Updated: Nov 21, 2022
It is generally understood and accepted that pre Christianity, evergreens played an important roll in MidWinter celebrations in much of Europe and North Africa. Many centuries have passed since our pagan ancestors practiced these traditions and the dominant religion has inserted its own meaning into the practice. Between time and intensional erasure, much has been lost. This leaves us today in a powerfully creative position full of responsibility. We are reforming these traditions; finding meaning that has been lost. When it can't be found, we are creating it.
Ever wonder WHY do we decorate trees and sing “deck the halls”?! There are some traditions that the people simply would not let go of as the pagan holy days were replaced by Christian holy days. Bringing in every green boughs and decorating trees is one of them.
While decorating a tree is a common tradition for those celebrating Christmas, it remains an important and symbolic part of the Solstice Celebration for many people. The tradition of bringing an evergreen tree or branches into the home was recorded as being practiced in pre Christian Europe and Rome as far back as the 4th century CE (according to the History Chanel and a few news outlets in a quick google search). Because all the records of this tradition have been filtered through a Christian record of events, and because those who practiced these rituals did not keep a written record, all we know of the practice is that the evergreen symbolized a promise of sorts - that life would return and all is not lost to the cold and the dark.

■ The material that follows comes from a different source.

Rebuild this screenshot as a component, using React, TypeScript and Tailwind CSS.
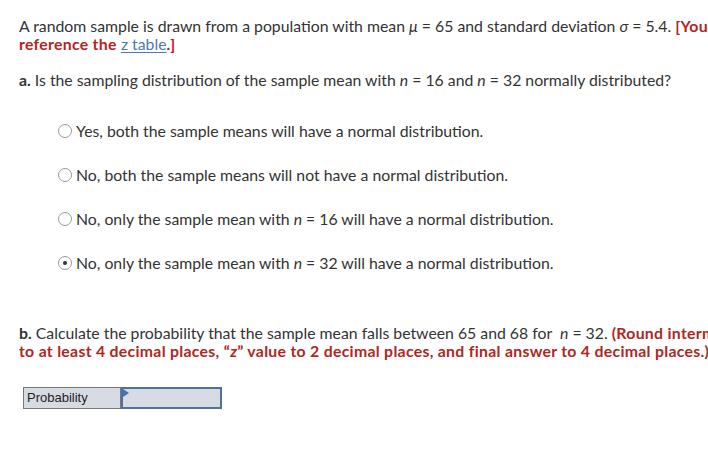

As modern day witches (or even just modern day people living an intensional life) we are called upon to find meaning in old traditions and when we can’t find it, we create it. Before I knew of the evergreen traditions as a symbol of continuing life in a time of deep cold and dark, I knew what Evergreen meant to my family:
The evergreens sheild us from winter winds and warm us with their wood. Our very homes are framed in pine, they literally shelter us along with those who call their branches and roots home. In the month of December, we make a point of recognizing this gift, honoring those who give it and practicing gratitude by giving back to the forest.
But what does that look like in practicality and practice?
In our house, the Solstice Tree is an honored guest and the house is cleaned - like REEEEALLY cleaned - and Solstice decorations put up before she is brought in. This is when we are living our ideal lives - we have had years past where we were doing our best to just keep lifing (that IS a verb and it means continuing on with life) and while the sentiment was there, the cleaning was not! And that is okay.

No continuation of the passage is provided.